Operationally for the Tier1 the control software being restarted at this rate (four times/day) only has a limited effect on our operations as tapes already in drives continue to be read and written. We note that we have written some three-quarters of a Petabyte to tape in the last four weeks.

Castor:
– Testing of Castor 2.1.15 has continued. One particular problem (which was traced to a database configuration issue) was fixed. A new problem, whereby GridFTP access via the SRMs doesn’t work is being investigated. This, plus any other problems that arise, need resolving before being able to resume stress testing.

Grid Services:
– The load balancer (a pair of systems running “HAProxy”) introduced that was introduced in front of the “test” FTS3 used by Atlas has been extended to the production FTS3 service.
– One of our three WMS systems (WMS06) is being decommissioned.

Networking:
– The OPN has been heavily loaded (saturated inbound) at times over this last month. Outbound traffic over Janet has also been high.
See plots attached for both.

Batch:
– Nothing particular to report. I believe I have already reported that one of the two batches of 2015 worker nodes (the XMA) batch is
in service.

Status of Last Round of Capacity Purchase:
CPU: HPE: Vendor testing completed. Some network reconfiguration needed to enable our benchmarking and final tests to take place.
Disk: (XMA) All acceptance testing and benchmarking completed. Being prepared for installation into CEPH.

Tier1 Availabilities for May 2016:
Alice: 100%
Atlas: 100%
CMS: 100%
LHCb: 99%
OPS: 98% – But I will put in a request for a fixup on this as the main cause of lack of availability affected may sites.

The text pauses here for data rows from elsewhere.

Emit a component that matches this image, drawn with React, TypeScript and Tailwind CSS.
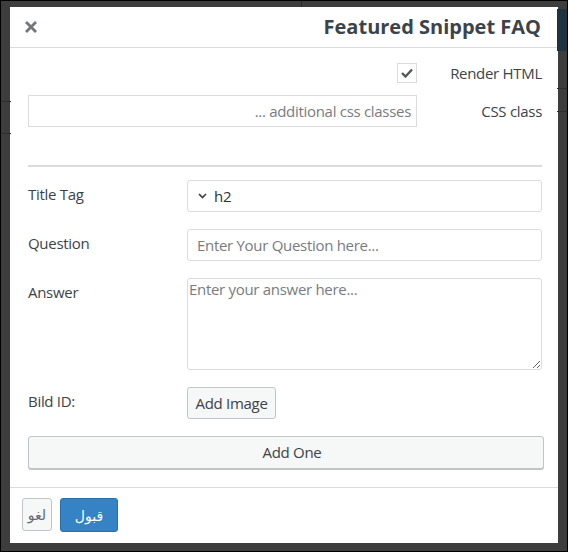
const font = { fontFamily: '"Open Sans", "DejaVu Sans", sans-serif' };

const FieldRow = ({ label, children }: { label: string; children: React.ReactNode }) => (
  <div className="flex items-start">
    <div className="w-[159px] shrink-0 pt-[4px] text-[15px] leading-[20px] tracking-[-0.3px] text-[#3c434a]">{label}</div>
    <div className="flex-1">{children}</div>
  </div>
);

export default function App() {
  return (
    <div className="relative h-[552px] w-[568px] overflow-hidden border border-black bg-[#3d3d3d]" style={font}>
      {/* page behind the overlay */}
      <div className="absolute left-[300px] top-0 h-[6px] w-[200px] border-l border-[#2a2a2a]" />
      <div className="absolute right-0 top-[8px] h-[42px] w-[10px] bg-[#1f3340]" />
      <div className="absolute left-0 top-[100px] h-px w-[10px] bg-[#2e2e2e]" />
      <div className="absolute left-0 top-[132px] h-px w-[10px] bg-[#2e2e2e]" />
      <div className="absolute right-0 top-[87px] h-px w-[10px] bg-[#2e2e2e]" />
      <div className="absolute right-0 top-[110px] h-px w-[10px] bg-[#2e2e2e]" />

      <div className="ml-[9px] mt-[6px] flex h-[536px] w-[548px] flex-col bg-white">
        {/* header */}
        <div className="flex h-[41px] shrink-0 items-center justify-between border-b border-[#dcdcde] pl-[15px] pr-[17px]">
          <svg width="12" height="12" viewBox="0 0 12 12">
            <path d="M2 2 L10 10 M10 2 L2 10" stroke="#72777c" strokeWidth="2.8" strokeLinecap="square" />
          </svg>
          <div className="text-[20px] font-bold leading-none text-[#3c434a]">Featured Snippet FAQ</div>
        </div>

        {/* body */}
        <div className="flex flex-1 flex-col pl-[18px] pr-[16px] text-[15px] tracking-[-0.3px]">
          <div className="mt-[15px] flex items-center">
            <div className="flex flex-1 justify-end">
              <div className="flex h-[20px] w-[20px] items-center justify-center border border-[#dcdcde]">
                <svg width="12" height="10" viewBox="0 0 12 10">
                  <path d="M1 5 L4.5 8.5 L11 1.5" fill="none" stroke="#50575e" strokeWidth="2.4" />
                </svg>
              </div>
            </div>
            <div className="w-[125px] text-right leading-[20px] text-[#3c434a]">Render HTML</div>
          </div>

          <div className="mt-[12px] flex items-center">
            <div className="flex flex-1 justify-end">
              <div className="flex h-[32px] w-full items-center justify-end border border-[#dcdcde] px-[5px] text-[#787c82]">
                ... additional css classes
              </div>
            </div>
            <div className="w-[125px] text-right leading-[20px] text-[#3c434a]">CSS class</div>
          </div>

          <div className="mt-[38px] h-[2px] bg-[#dcdcde]" />

          <div className="mt-[13px] flex flex-col gap-[17px]">
            <FieldRow label="Title Tag">
              <div className="flex h-[32px] items-center gap-[7px] rounded-[3px] border border-[#dcdcde] pl-[10px] text-[#2c3338]">
                <svg width="9" height="6" viewBox="0 0 9 6">
                  <path d="M1 1 L4.5 4.5 L8 1" fill="none" stroke="#3c434a" strokeWidth="1.7" />
                </svg>
                h2
              </div>
            </FieldRow>
            <FieldRow label="Question">
              <div className="flex h-[32px] items-center rounded-[3px] border border-[#dcdcde] pl-[9px] text-[#787c82]">
                Enter Your Question here...
              </div>
            </FieldRow>
            <FieldRow label="Answer">
              <textarea
                readOnly
                placeholder="Enter your answer here..."
                className="block h-[92px] w-full rounded-[3px] border border-[#dcdcde] px-[1px] py-0 text-[15px] leading-[20px] tracking-[-0.3px] text-[#787c82] placeholder:text-[#787c82]"
                style={font}
              />
            </FieldRow>
            <FieldRow label="Bild ID:">
              <div className="flex h-[32px] w-[89px] items-center justify-center rounded-[3px] border border-[#c3c4c7] bg-[#f6f7f7] text-[#3c434a]">
                Add Image
              </div>
            </FieldRow>
          </div>

          <div className="mt-[17px] flex h-[33px] w-[516px] items-center justify-center rounded-[3px] border border-[#c3c4c7] bg-[#f6f7f7] pl-[12px] text-[#3c434a] shadow-[0_1px_0_#c3c4c7]">
            Add One
          </div>
        </div>

        {/* footer */}
        <div className="flex h-[56px] shrink-0 items-start gap-[8px] border-t border-[#dcdcde] pl-[12px] pt-[10px]">
          <div className="flex h-[33px] w-[30px] items-center justify-center rounded-[3px] border border-[#c3c4c7] bg-[#f6f7f7] text-[14px] text-[#646970]">
            لغو
          </div>
          <div className="flex h-[34px] w-[58px] items-center justify-center rounded-[3px] border border-[#2271b1] bg-[#3582c4] text-[14px] text-white">
            قبول
          </div>
        </div>
      </div>
    </div>
  );
}
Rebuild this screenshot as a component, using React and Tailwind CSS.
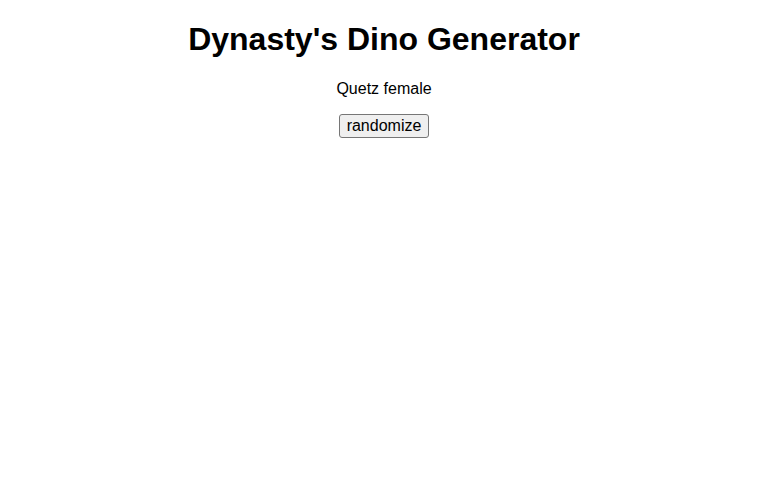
import React, { useState } from "react";

const dinos = ["Quetz", "Rex", "Giga", "Argentavis", "Spino", "Raptor", "Stego", "Trike"];
const sexes = ["male", "female"];

export default function App() {
  const [dino, setDino] = useState("Quetz female");

  const randomize = () => {
    const d = dinos[Math.floor(Math.random() * dinos.length)];
    const s = sexes[Math.floor(Math.random() * sexes.length)];
    setDino(d + " " + s);
  };

  return (
    <div className="text-center text-black bg-white font-['Liberation_Sans',Arial,sans-serif]">
      <h1 className="text-[32px] font-bold leading-[normal] my-[21.44px]">
        Dynasty's Dino Generator
      </h1>
      <p className="text-base leading-[normal] my-4">{dino}</p>
      <div>
        <button
          onClick={randomize}
          className="text-base leading-[normal] px-[7px] py-[2px] border border-[#767676] bg-[#efefef] rounded-[3px] text-black"
        >
          randomize
        </button>
      </div>
    </div>
  );
}
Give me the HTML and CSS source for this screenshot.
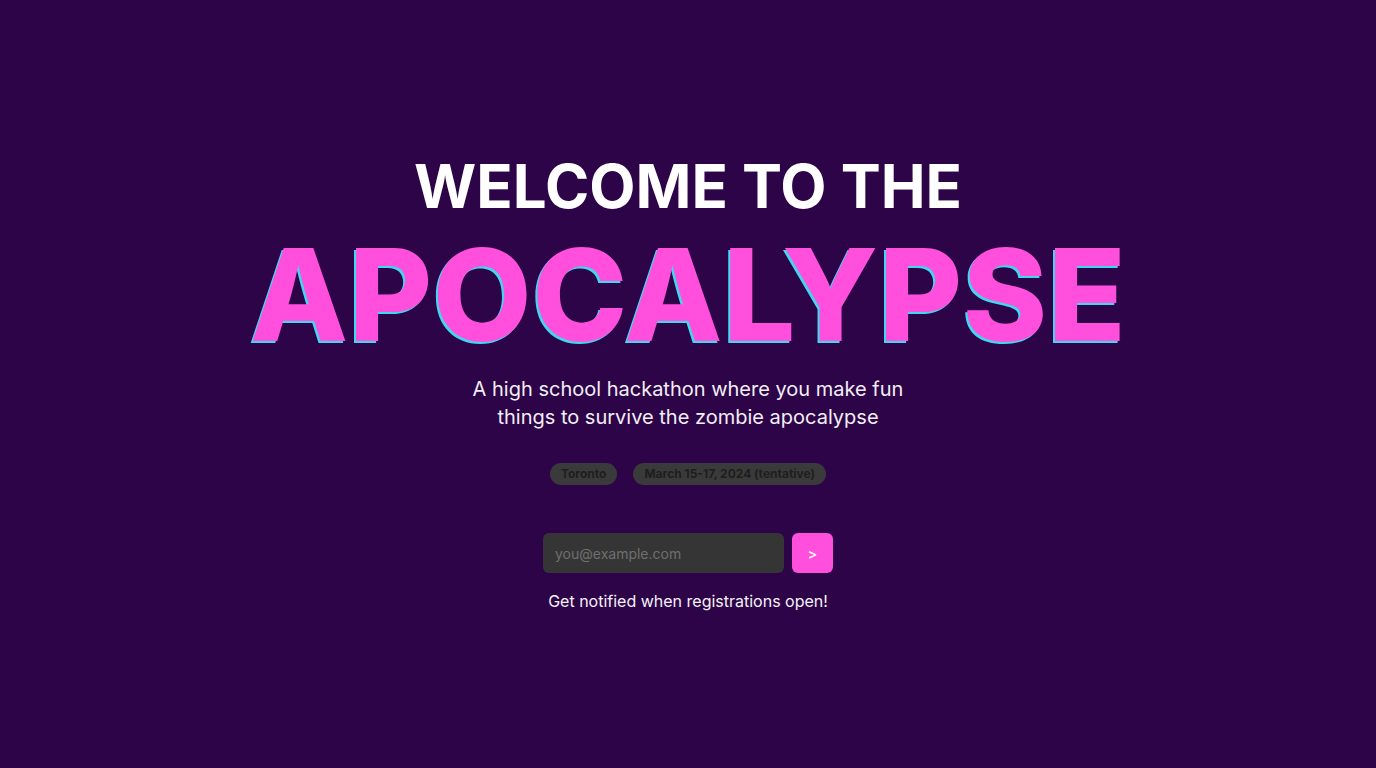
FILE: index.html
```html
<!DOCTYPE html>
<html lang="en">
<head>
<meta charset="utf-8">
<title>Welcome to the Apocalypse</title>
<link rel="stylesheet" href="styles.css">
</head>
<body>
<main class="hero">
  <h1 class="title">
    <span class="title-top">WELCOME TO THE</span>
    <span class="title-main">APOCALYPSE</span>
  </h1>
  <p class="subtitle">A high school hackathon where you make fun things to survive the zombie apocalypse</p>
  <div class="tags">
    <span class="tag">Toronto</span>
    <span class="tag">March 15-17, 2024 (tentative)</span>
  </div>
  <form class="signup">
    <input class="email" type="email" placeholder="you@example.com">
    <button class="go" type="button">&gt;</button>
  </form>
  <p class="note">Get notified when registrations open!</p>
</main>
</body>
</html>
```

FILE: styles.css
```css
html, body {
  margin: 0;
  padding: 0;
  height: 100%;
}
body {
  background: #2d0447;
  font-family: Inter, "Noto Sans", sans-serif;
  color: #fff;
}
.hero {
  min-height: 768px;
  display: flex;
  flex-direction: column;
  align-items: center;
  padding-top: 156px;
  box-sizing: border-box;
}
.title {
  margin: 0;
  display: flex;
  flex-direction: column;
  align-items: center;
  font-weight: 800;
}
.title-top {
  font-size: 60px;
  line-height: 60px;
  font-weight: 700;
}
.title-main {
  font-size: 128px;
  line-height: 112px;
  font-weight: 800;
  letter-spacing: 0.5px;
  color: #ff4fdc;
  text-shadow: -2px 2px 0 #3fd8f0;
  margin-top: 23px;
}
.subtitle {
  margin: 24px 0 0;
  width: 440px;
  text-align: center;
  font-size: 20px;
  line-height: 28px;
  color: #f2eef6;
}
.tags {
  display: flex;
  gap: 16px;
  margin-top: 32px;
}
.tag {
  background: #3a3a3a;
  color: #1e1e1e;
  font-size: 12px;
  font-weight: 700;
  line-height: 16px;
  padding: 3px 11px;
  border-radius: 999px;
}
.signup {
  display: flex;
  gap: 8px;
  margin-top: 48px;
}
.email {
  width: 241px;
  height: 40px;
  box-sizing: border-box;
  border: none;
  border-radius: 6px;
  background: #353535;
  padding: 0 12px;
  font-family: inherit;
  font-size: 14px;
  color: #ddd;
  outline: none;
}
.email::placeholder {
  color: #6f6f6f;
}
.go {
  width: 41px;
  height: 40px;
  border: none;
  border-radius: 6px;
  background: #ff4fdc;
  color: #fff;
  font-family: inherit;
  font-size: 14px;
  font-weight: 600;
}
.note {
  margin: 18px 0 0;
  font-size: 16px;
  line-height: 20px;
  color: #f5f2f8;
}
```
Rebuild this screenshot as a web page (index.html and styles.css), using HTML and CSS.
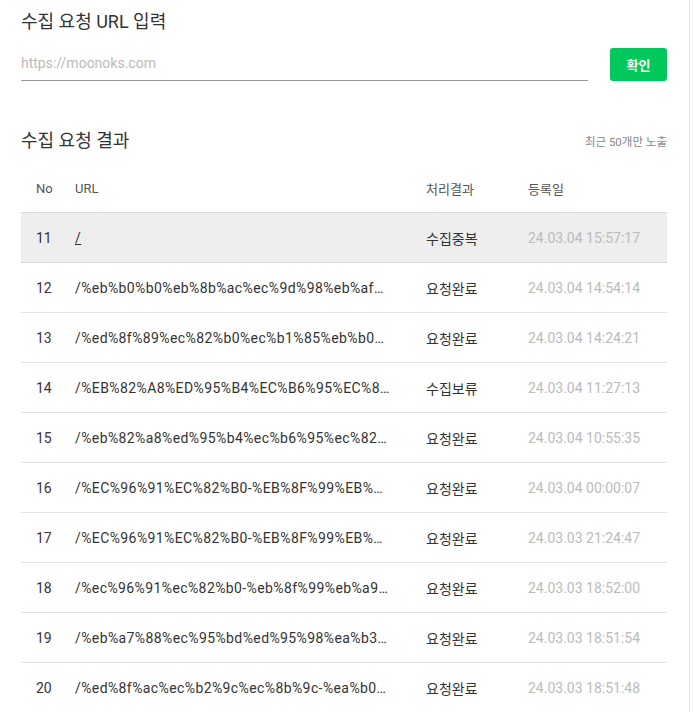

SI-7 LCG Management Board Report of Issues (DB)
———————————————–
The meeting will take place tomorrow.

SI-8 External Contexts (PG)
———————————
Main issues covered. PC noted a JISC meeting on preservation that he will attend on Friday after being invited by Jeremy Yates. This could prove interesting and people involved in the LHC context should be involved. It is possible this relates to a JISC plan for research data management service as a type of archive tape storage that DB has plots of planned processes for and it is therefore helpful to be represented.

REVIEW OF ACTIONS
=================
595.9: JC to discuss instructions writing document workflows required by new users of the Grid. Ongoing.
596.1: SL will assess existing Tier-2 hardware and its expected lifetime. Ongoing.
598.2: DB to reconsider h/w planning. Ongoing.
598.4: GS to provide PG with a report on Tier 1 for first quarter of the year. Done.
599.1 – SL will update h/w survey spreadsheet and circulate to PMB.

ACTIONS AS OF 20/06/16
======================
595.9: JC to discuss instructions writing document workflows required by new users of the Grid. Ongoing.
596.1: SL will assess existing Tier-2 hardware and its expected lifetime. Ongoing.
598.2: DB to reconsider h/w planning. Ongoing.
599.1: SL will update h/w survey spreadsheet and circulate to PMB.
600.1: DC to contact Julia Sedgebeer at Imperial to informally discuss and address SuperNemo’s computing needs and request Daniella and Tom to await outcome of these discussions before progressing further.
600.2: DB/PC will consider whether to contact the head of SuperNemo in the UK discussing support requirements.
600.3: PC and DB will draft up initial thoughts on how best to respond to enquiry from DOE regarding GridPP computing support and circulate to PMB for comment.